▶ Your task:
Pictures within the data are to be left out; everything else must be reproduced exactly.
BEGIN Supplied data
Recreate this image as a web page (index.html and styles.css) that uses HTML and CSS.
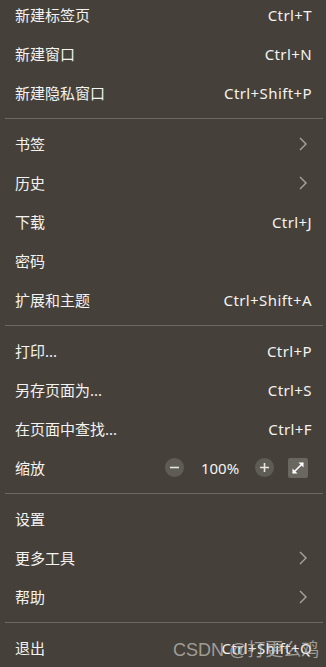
FILE: index.html
```html
<!DOCTYPE html>
<html lang="zh-CN">
<head>
<meta charset="utf-8">
<link rel="stylesheet" href="styles.css">
</head>
<body>
<div class="menu">
  <div class="row"><span class="label">新建标签页</span><span class="key">Ctrl+T</span></div>
  <div class="row"><span class="label">新建窗口</span><span class="key">Ctrl+N</span></div>
  <div class="row"><span class="label">新建隐私窗口</span><span class="key">Ctrl+Shift+P</span></div>
  <div class="sep"></div>
  <div class="row"><span class="label">书签</span><svg class="chev" width="10" height="14" viewBox="0 0 10 14"><path d="M2 1 L8 7 L2 13" fill="none" stroke="#a8a5a0" stroke-width="1.4"/></svg></div>
  <div class="row"><span class="label">历史</span><svg class="chev" width="10" height="14" viewBox="0 0 10 14"><path d="M2 1 L8 7 L2 13" fill="none" stroke="#a8a5a0" stroke-width="1.4"/></svg></div>
  <div class="row"><span class="label">下载</span><span class="key">Ctrl+J</span></div>
  <div class="row"><span class="label">密码</span></div>
  <div class="row"><span class="label">扩展和主题</span><span class="key">Ctrl+Shift+A</span></div>
  <div class="sep"></div>
  <div class="row"><span class="label">打印...</span><span class="key">Ctrl+P</span></div>
  <div class="row"><span class="label">另存页面为...</span><span class="key">Ctrl+S</span></div>
  <div class="row"><span class="label">在页面中查找...</span><span class="key">Ctrl+F</span></div>
  <div class="row"><span class="label">缩放</span>
    <div class="zoom">
      <span class="circ"><svg width="19" height="19" viewBox="0 0 19 19"><path d="M5 9.5 H14" stroke="#e8e6e3" stroke-width="1.6"/></svg></span>
      <span class="pct">100%</span>
      <span class="circ"><svg width="19" height="19" viewBox="0 0 19 19"><path d="M5 9.5 H14 M9.5 5 V14" stroke="#e8e6e3" stroke-width="1.6"/></svg></span>
      <span class="full"><svg width="20" height="20" viewBox="0 0 20 20"><path d="M5 15 L15 5" stroke="#fff" stroke-width="1.6"/><path d="M10.5 4.5 H15.5 V9.5 Z" fill="#fff"/><path d="M4.5 10.5 V15.5 H9.5 Z" fill="#fff"/></svg></span>
    </div>
  </div>
  <div class="sep"></div>
  <div class="row"><span class="label">设置</span></div>
  <div class="row"><span class="label">更多工具</span><svg class="chev" width="10" height="14" viewBox="0 0 10 14"><path d="M2 1 L8 7 L2 13" fill="none" stroke="#a8a5a0" stroke-width="1.4"/></svg></div>
  <div class="row"><span class="label">帮助</span><svg class="chev" width="10" height="14" viewBox="0 0 10 14"><path d="M2 1 L8 7 L2 13" fill="none" stroke="#a8a5a0" stroke-width="1.4"/></svg></div>
  <div class="sep"></div>
  <div class="row last"><span class="label">退出</span><span class="key">Ctrl+Shift+Q</span><span class="mark">CSDN @打更么鸡</span></div>
</div>
</body>
</html>
```
FILE: styles.css
```css
html, body {
  margin: 0;
  padding: 0;
  background: #45413a;
  overflow: hidden;
}
.menu {
  margin-top: -5px;
  font-family: "Noto Sans", "Noto Sans CJK SC", sans-serif;
  font-size: 15px;
  color: #f4f3f1;
}
.row {
  height: 39px;
  display: flex;
  align-items: center;
  justify-content: space-between;
  padding: 0 14px 0 15px;
  position: relative;
}
.label {
  white-space: nowrap;
}
.key {
  white-space: nowrap;
  letter-spacing: 0.4px;
}
.chev {
  display: block;
  margin-right: 4px;
}
.sep {
  height: 1px;
  background: #6d6a64;
  margin: 5.5px 3px 5.5px 5px;
}
.zoom {
  display: flex;
  align-items: center;
  margin-right: 4px;
}
.circ {
  width: 19px;
  height: 19px;
  border-radius: 50%;
  background: #5f5c56;
  display: flex;
}
.pct {
  width: 40px;
  margin: 0 15px 0 16px;
  text-align: center;
}
.full {
  width: 20px;
  height: 20px;
  margin-left: 14px;
  border-radius: 2px;
  background: #6a6761;
  display: flex;
}
.mark {
  position: absolute;
  left: 173px;
  top: 50%;
  transform: translateY(-50%);
  font-family: "Liberation Sans", "Noto Sans CJK SC", sans-serif;
  font-size: 18px;
  color: rgba(200, 198, 194, 0.7);
  white-space: nowrap;
}
```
END Supplied data
▶ Task answer:
Recreate this image as a web page (index.html and styles.css) that uses HTML and CSS.
FILE: index.html
```html
<!DOCTYPE html>
<html lang="zh-CN">
<head>
<meta charset="utf-8">
<link rel="stylesheet" href="styles.css">
</head>
<body>
<div class="menu">
  <div class="row"><span class="label">新建标签页</span><span class="key">Ctrl+T</span></div>
  <div class="row"><span class="label">新建窗口</span><span class="key">Ctrl+N</span></div>
  <div class="row"><span class="label">新建隐私窗口</span><span class="key">Ctrl+Shift+P</span></div>
  <div class="sep"></div>
  <div class="row"><span class="label">书签</span><svg class="chev" width="10" height="14" viewBox="0 0 10 14"><path d="M2 1 L8 7 L2 13" fill="none" stroke="#a8a5a0" stroke-width="1.4"/></svg></div>
  <div class="row"><span class="label">历史</span><svg class="chev" width="10" height="14" viewBox="0 0 10 14"><path d="M2 1 L8 7 L2 13" fill="none" stroke="#a8a5a0" stroke-width="1.4"/></svg></div>
  <div class="row"><span class="label">下载</span><span class="key">Ctrl+J</span></div>
  <div class="row"><span class="label">密码</span></div>
  <div class="row"><span class="label">扩展和主题</span><span class="key">Ctrl+Shift+A</span></div>
  <div class="sep"></div>
  <div class="row"><span class="label">打印...</span><span class="key">Ctrl+P</span></div>
  <div class="row"><span class="label">另存页面为...</span><span class="key">Ctrl+S</span></div>
  <div class="row"><span class="label">在页面中查找...</span><span class="key">Ctrl+F</span></div>
  <div class="row"><span class="label">缩放</span>
    <div class="zoom">
      <span class="circ"><svg width="19" height="19" viewBox="0 0 19 19"><path d="M5 9.5 H14" stroke="#e8e6e3" stroke-width="1.6"/></svg></span>
      <span class="pct">100%</span>
      <span class="circ"><svg width="19" height="19" viewBox="0 0 19 19"><path d="M5 9.5 H14 M9.5 5 V14" stroke="#e8e6e3" stroke-width="1.6"/></svg></span>
      <span class="full"><svg width="20" height="20" viewBox="0 0 20 20"><path d="M5 15 L15 5" stroke="#fff" stroke-width="1.6"/><path d="M10.5 4.5 H15.5 V9.5 Z" fill="#fff"/><path d="M4.5 10.5 V15.5 H9.5 Z" fill="#fff"/></svg></span>
    </div>
  </div>
  <div class="sep"></div>
  <div class="row"><span class="label">设置</span></div>
  <div class="row"><span class="label">更多工具</span><svg class="chev" width="10" height="14" viewBox="0 0 10 14"><path d="M2 1 L8 7 L2 13" fill="none" stroke="#a8a5a0" stroke-width="1.4"/></svg></div>
  <div class="row"><span class="label">帮助</span><svg class="chev" width="10" height="14" viewBox="0 0 10 14"><path d="M2 1 L8 7 L2 13" fill="none" stroke="#a8a5a0" stroke-width="1.4"/></svg></div>
  <div class="sep"></div>
  <div class="row last"><span class="label">退出</span><span class="key">Ctrl+Shift+Q</span><span class="mark">CSDN @打更么鸡</span></div>
</div>
</body>
</html>
```
FILE: styles.css
```css
html, body {
  margin: 0;
  padding: 0;
  background: #45413a;
  overflow: hidden;
}
.menu {
  margin-top: -5px;
  font-family: "Noto Sans", "Noto Sans CJK SC", sans-serif;
  font-size: 15px;
  color: #f4f3f1;
}
.row {
  height: 39px;
  display: flex;
  align-items: center;
  justify-content: space-between;
  padding: 0 14px 0 15px;
  position: relative;
}
.label {
  white-space: nowrap;
}
.key {
  white-space: nowrap;
  letter-spacing: 0.4px;
}
.chev {
  display: block;
  margin-right: 4px;
}
.sep {
  height: 1px;
  background: #6d6a64;
  margin: 5.5px 3px 5.5px 5px;
}
.zoom {
  display: flex;
  align-items: center;
  margin-right: 4px;
}
.circ {
  width: 19px;
  height: 19px;
  border-radius: 50%;
  background: #5f5c56;
  display: flex;
}
.pct {
  width: 40px;
  margin: 0 15px 0 16px;
  text-align: center;
}
.full {
  width: 20px;
  height: 20px;
  margin-left: 14px;
  border-radius: 2px;
  background: #6a6761;
  display: flex;
}
.mark {
  position: absolute;
  left: 173px;
  top: 50%;
  transform: translateY(-50%);
  font-family: "Liberation Sans", "Noto Sans CJK SC", sans-serif;
  font-size: 18px;
  color: rgba(200, 198, 194, 0.7);
  white-space: nowrap;
}
```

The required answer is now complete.